Source records:
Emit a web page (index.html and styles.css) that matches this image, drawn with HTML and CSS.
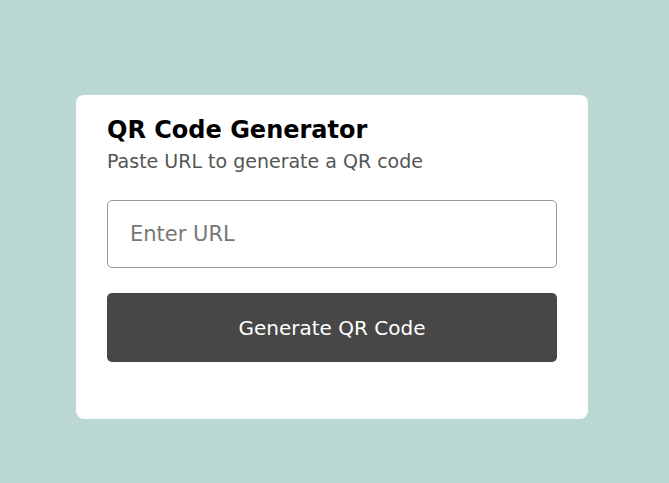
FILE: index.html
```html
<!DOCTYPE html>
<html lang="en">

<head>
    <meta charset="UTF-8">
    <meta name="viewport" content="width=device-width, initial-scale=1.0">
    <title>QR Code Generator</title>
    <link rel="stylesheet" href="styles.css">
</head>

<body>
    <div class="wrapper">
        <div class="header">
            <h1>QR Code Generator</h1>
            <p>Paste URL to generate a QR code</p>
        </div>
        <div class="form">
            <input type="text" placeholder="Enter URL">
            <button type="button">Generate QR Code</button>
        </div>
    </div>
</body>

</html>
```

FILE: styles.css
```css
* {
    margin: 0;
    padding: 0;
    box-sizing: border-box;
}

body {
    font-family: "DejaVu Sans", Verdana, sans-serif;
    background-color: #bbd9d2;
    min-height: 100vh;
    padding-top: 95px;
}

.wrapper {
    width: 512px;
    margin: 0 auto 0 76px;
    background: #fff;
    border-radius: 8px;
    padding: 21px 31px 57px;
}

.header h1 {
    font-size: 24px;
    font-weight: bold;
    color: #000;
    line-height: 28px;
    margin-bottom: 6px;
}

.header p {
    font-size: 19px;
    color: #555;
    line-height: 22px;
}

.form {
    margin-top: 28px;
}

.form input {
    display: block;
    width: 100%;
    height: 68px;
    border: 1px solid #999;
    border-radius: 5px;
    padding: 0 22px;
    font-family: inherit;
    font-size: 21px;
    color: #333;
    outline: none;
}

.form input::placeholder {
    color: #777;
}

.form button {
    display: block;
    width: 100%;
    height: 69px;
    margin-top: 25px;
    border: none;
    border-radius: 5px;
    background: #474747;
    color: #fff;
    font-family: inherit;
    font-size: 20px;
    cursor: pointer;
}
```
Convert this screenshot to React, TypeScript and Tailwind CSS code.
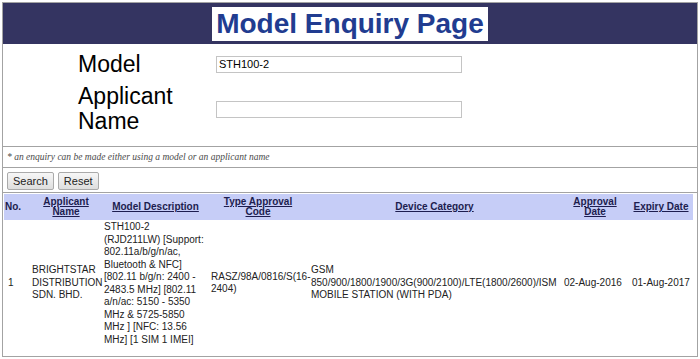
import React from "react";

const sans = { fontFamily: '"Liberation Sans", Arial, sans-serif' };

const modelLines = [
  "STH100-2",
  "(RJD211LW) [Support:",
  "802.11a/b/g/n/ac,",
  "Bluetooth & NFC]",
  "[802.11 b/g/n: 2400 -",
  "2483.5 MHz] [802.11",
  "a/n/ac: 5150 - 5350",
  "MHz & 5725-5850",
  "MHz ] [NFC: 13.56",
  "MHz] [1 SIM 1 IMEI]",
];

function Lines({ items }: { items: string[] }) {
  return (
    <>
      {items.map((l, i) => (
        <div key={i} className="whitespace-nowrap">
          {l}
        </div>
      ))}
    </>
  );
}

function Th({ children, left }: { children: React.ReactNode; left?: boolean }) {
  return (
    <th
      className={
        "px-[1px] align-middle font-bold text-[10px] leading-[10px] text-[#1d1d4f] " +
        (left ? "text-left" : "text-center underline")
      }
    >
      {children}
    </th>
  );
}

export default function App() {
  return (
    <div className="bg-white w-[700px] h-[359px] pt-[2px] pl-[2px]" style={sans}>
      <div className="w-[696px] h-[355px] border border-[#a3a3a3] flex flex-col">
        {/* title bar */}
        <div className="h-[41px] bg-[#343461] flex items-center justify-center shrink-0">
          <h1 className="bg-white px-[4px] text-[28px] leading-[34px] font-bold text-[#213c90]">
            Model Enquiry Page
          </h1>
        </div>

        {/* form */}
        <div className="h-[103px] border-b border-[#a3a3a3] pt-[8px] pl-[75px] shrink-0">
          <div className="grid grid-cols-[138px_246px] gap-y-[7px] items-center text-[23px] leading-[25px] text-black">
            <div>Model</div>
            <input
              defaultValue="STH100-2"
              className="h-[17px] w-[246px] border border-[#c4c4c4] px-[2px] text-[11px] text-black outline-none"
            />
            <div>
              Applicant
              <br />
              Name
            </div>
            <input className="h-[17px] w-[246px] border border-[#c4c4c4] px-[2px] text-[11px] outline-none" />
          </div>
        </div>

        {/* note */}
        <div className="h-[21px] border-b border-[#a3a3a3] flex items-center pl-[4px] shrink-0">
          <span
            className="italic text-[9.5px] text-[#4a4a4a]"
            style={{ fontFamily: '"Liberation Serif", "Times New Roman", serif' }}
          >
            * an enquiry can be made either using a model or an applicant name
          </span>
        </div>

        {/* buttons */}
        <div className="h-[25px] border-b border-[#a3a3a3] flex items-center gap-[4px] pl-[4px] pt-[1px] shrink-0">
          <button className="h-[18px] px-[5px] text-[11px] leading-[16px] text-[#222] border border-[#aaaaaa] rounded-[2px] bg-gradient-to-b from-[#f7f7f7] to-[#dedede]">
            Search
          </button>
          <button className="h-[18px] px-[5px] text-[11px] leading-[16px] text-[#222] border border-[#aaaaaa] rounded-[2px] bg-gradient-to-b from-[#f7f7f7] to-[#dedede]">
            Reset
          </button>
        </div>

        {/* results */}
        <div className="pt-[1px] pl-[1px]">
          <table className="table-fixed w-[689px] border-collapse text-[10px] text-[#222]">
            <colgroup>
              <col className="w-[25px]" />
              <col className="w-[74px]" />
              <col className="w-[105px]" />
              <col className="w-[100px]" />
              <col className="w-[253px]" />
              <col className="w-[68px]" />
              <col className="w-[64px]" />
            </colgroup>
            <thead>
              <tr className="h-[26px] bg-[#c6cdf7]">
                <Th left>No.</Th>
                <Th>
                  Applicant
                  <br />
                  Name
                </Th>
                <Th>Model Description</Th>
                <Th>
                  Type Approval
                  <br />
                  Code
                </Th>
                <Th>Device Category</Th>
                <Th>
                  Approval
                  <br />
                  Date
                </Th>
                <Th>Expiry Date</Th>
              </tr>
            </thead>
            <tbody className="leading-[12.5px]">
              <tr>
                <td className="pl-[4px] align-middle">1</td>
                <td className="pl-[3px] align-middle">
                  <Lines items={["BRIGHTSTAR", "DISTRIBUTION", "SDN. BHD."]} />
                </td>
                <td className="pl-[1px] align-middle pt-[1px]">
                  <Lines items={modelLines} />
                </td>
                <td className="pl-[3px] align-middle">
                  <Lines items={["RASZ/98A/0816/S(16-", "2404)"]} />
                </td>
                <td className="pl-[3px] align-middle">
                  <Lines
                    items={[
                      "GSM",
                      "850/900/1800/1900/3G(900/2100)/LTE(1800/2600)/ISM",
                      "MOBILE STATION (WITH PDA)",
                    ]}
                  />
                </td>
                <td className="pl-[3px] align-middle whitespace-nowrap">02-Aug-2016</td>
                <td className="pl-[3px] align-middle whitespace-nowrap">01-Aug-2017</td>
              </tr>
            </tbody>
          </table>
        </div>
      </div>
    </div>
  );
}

▶ [The exercise]: Provide only the number of lines in the entries that hold the word "index".

▶ [Solution]: 2